And when the great Reformation of the Church took place in the 16th century, the song of the Church was renewed again. And the joy of Jesus’ salvation was put into hymns and anthems, like Luther’s great hymn we just sang: “Dear Christians, One and All Rejoice.” You, children, are part of the Lutheran Church and our Church has been known since the Reformation as “the singing Church.” Sometimes we have guests join us who are Roman Catholic, and it’s always fun to see the look on their faces when we pull out one of our 10 stanza hymns to sing! To them, three stanzas is ideal; four is pushing it and five is intolerable. But we don’t care. We LIKE to sing! The joy we have that on His cross Jesus poured His blood and covered the sin of the world, the joy we have that by His resurrection He has punched a hole through death and will lead us through, the joy we have in the gift of His Holy Spirit and His Spirit’s Word imparting to us faith and filling us with love and hope: these joys simply HAVE to be sung. You can’t just speak them. Impossible.

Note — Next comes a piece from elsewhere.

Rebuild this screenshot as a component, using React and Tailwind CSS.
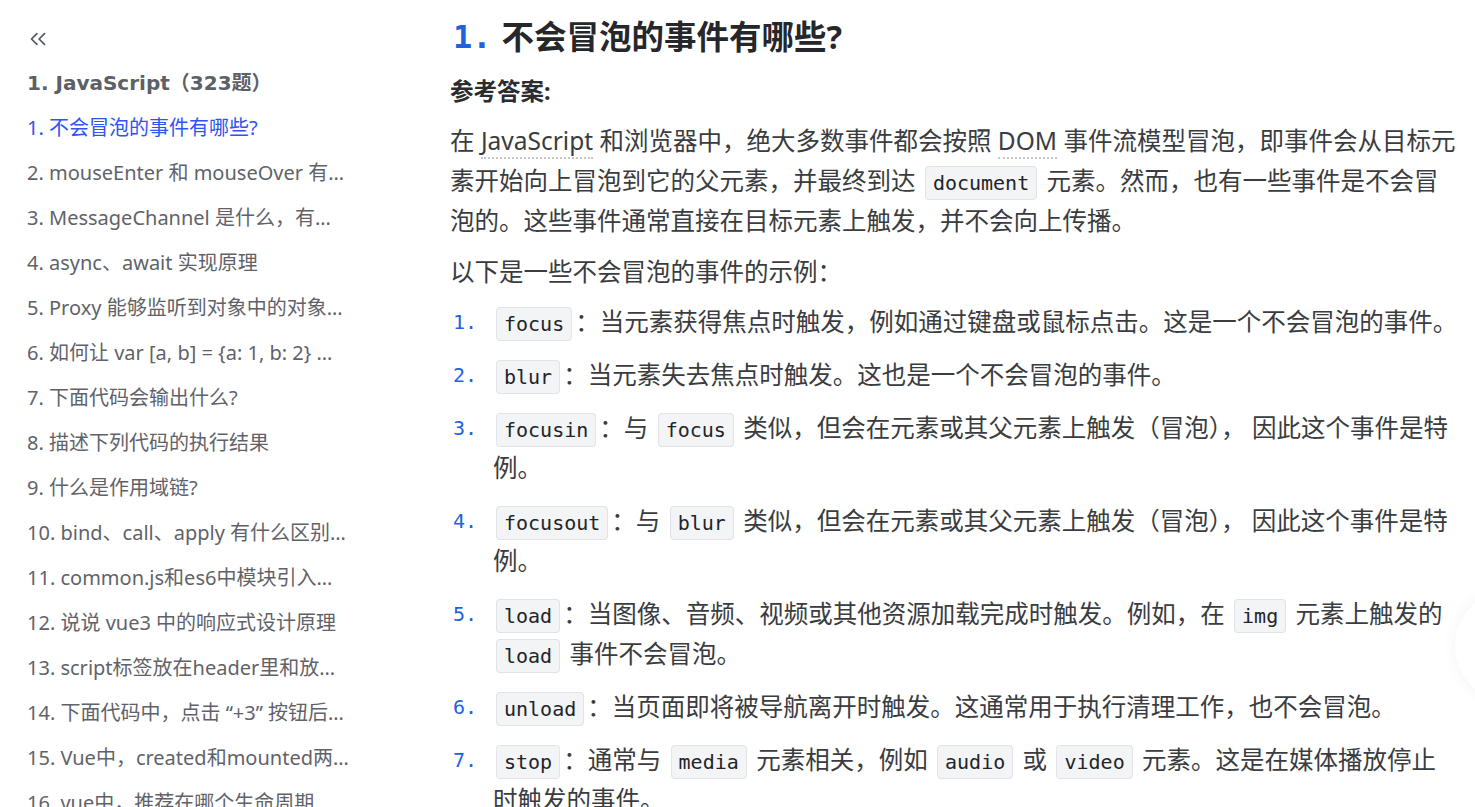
import React from "react";
import { ChevronsLeft } from "lucide-react";

const sideItems = [
  "1. 不会冒泡的事件有哪些?",
  "2. mouseEnter 和 mouseOver 有什么区别？",
  "3. MessageChannel 是什么，有什么使用场景？",
  "4. async、await 实现原理",
  "5. Proxy 能够监听到对象中的对象的引用吗？",
  "6. 如何让 var [a, b] = {a: 1, b: 2} 解构赋值成功？",
  "7. 下面代码会输出什么?",
  "8. 描述下列代码的执行结果",
  "9. 什么是作用域链?",
  "10. bind、call、apply 有什么区别？",
  "11. common.js和es6中模块引入的区别？",
  "12. 说说 vue3 中的响应式设计原理",
  "13. script标签放在header里和放在body底部里有什么区别？",
  "14. 下面代码中，点击 “+3” 按钮后，age 的值是什么？",
  "15. Vue中，created和mounted两个钩子之间调用时间差值受什么影响？",
  "16. vue中，推荐在哪个生命周期发起请求？",
];

const C = ({ children }) => (
  <code className="mx-[3px] rounded-[4px] border border-[#e1e3e8] bg-[#f3f4f6] px-[7px] py-[4px] align-baseline font-['DejaVu_Sans_Mono',monospace] text-[20px] leading-none text-[#222428]">
    {children}
  </code>
);

const Li = ({ n, children }) => (
  <li className="mt-[13px] flex first:mt-0">
    <span className="w-[43px] shrink-0 pl-[3px] font-['DejaVu_Sans_Mono',monospace] text-[20px] text-[#1f62e0]">
      {n}.
    </span>
    <div className="min-w-0 flex-1 whitespace-nowrap">{children}</div>
  </li>
);

const Abbr = ({ children }) => (
  <span className="border-b-2 border-dotted border-[#c4c7cc] leading-none">{children}</span>
);

export default function App() {
  return (
    <div className="relative flex h-[807px] w-[1475px] overflow-hidden bg-white font-['Noto_Sans','Noto_Sans_CJK_SC',sans-serif]">
      {/* Sidebar */}
      <aside className="w-[450px] shrink-0 pl-[25px] pt-[26px] text-[#5f6369]">
        <ChevronsLeft size={26} strokeWidth={1.6} className="text-[#555a60]" />
        <div className="mt-[16px] pl-[2px] font-['DejaVu_Sans','Noto_Sans_CJK_SC',sans-serif] text-[20px] font-bold leading-[30px] text-[#5c6067]">
          1. JavaScript（323题）
        </div>
        <ul className="mt-[15px] pl-[2px]">
          {sideItems.map((t, i) => (
            <li
              key={i}
              className={`h-[45px] w-[322px] truncate text-[20px] leading-[30px] ${
                i === 0 ? "text-[#2e55f2]" : "text-[#5f6369]"
              }`}
            >
              {t}
            </li>
          ))}
        </ul>
      </aside>

      {/* Main */}
      <main className="w-[1025px] shrink-0 pt-[17px] text-[24.5px] leading-[40px] text-[#3a3c40]">
        <h1 className="flex items-center text-[32.5px] font-bold leading-[40px] text-[#25272b]">
          <span className="mr-[10px] pl-[3px] font-['DejaVu_Sans_Mono',monospace] text-[32px] text-[#1f62e0]">1.</span>
          不会冒泡的事件有哪些?
        </h1>
        <div className="mt-[14px] text-[23.5px] font-bold text-[#2a2c30]">参考答案:</div>
        <p className="mt-[10px] whitespace-nowrap">
          在 <Abbr>JavaScript</Abbr> 和浏览器中，绝大多数事件都会按照 <Abbr>DOM</Abbr> 事件流模型冒泡，即事件会从目标元
          <br />
          素开始向上冒泡到它的父元素，并最终到达 <C>document</C> 元素。然而，也有一些事件是不会冒
          <br />
          泡的。这些事件通常直接在目标元素上触发，并不会向上传播。
        </p>
        <p className="mt-[11px]">以下是一些不会冒泡的事件的示例：</p>
        <ol className="mt-[10px]">
          <Li n={1}>
            <C>focus</C>：当元素获得焦点时触发，例如通过键盘或鼠标点击。这是一个不会冒泡的事件。
          </Li>
          <Li n={2}>
            <C>blur</C>：当元素失去焦点时触发。这也是一个不会冒泡的事件。
          </Li>
          <Li n={3}>
            <C>focusin</C>：与 <C>focus</C> 类似，但会在元素或其父元素上触发（冒泡）， 因此这个事件是特
            <br />
            例。
          </Li>
          <Li n={4}>
            <C>focusout</C>：与 <C>blur</C> 类似，但会在元素或其父元素上触发（冒泡）， 因此这个事件是特
            <br />
            例。
          </Li>
          <Li n={5}>
            <C>load</C>：当图像、音频、视频或其他资源加载完成时触发。例如，在 <C>img</C> 元素上触发的
            <br />
            <C>load</C> 事件不会冒泡。
          </Li>
          <Li n={6}>
            <C>unload</C>：当页面即将被导航离开时触发。这通常用于执行清理工作，也不会冒泡。
          </Li>
          <Li n={7}>
            <C>stop</C>：通常与 <C>media</C> 元素相关，例如 <C>audio</C> 或 <C>video</C> 元素。这是在媒体播放停止
            <br />
            时触发的事件。
          </Li>
        </ol>
      </main>

      {/* floating button partly off-screen */}
      <div className="absolute left-[1455px] top-[590px] h-[112px] w-[112px] rounded-full bg-white shadow-[0_0_16px_rgba(0,0,0,0.05)]" />
    </div>
  );
}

So, as we gather around the “wells of salvation”—the means of grace, the Word and the Holy Sacraments— we belt out the Lord’s praise with the help of our musicians. We preach the Lord’s Gospel in our song and we pray that our song will carry that Gospel to the ends of the earth that others too may join us in the joy of singing to the Lord a new song, a hymn of resurrection victory in Christ Jesus our Lord.

Alleluia! Alleluia! Christ is risen! He is risen indeed! Alleluia! 

Homily for Cantate - 2024

Alleluia! Alleluia! Christ is risen! He is risen indeed! Alleluia!

We are so much like the disciples, aren’t we?  We always think we know what’s best, and if only God would just get with the program and do what we tell him to, we’d be filled with joy and gladness. God begs to differ with us, however.  He insists that He is the one who knows what is best for us, and so instead of giving us what we want, He insists on giving us what we need.  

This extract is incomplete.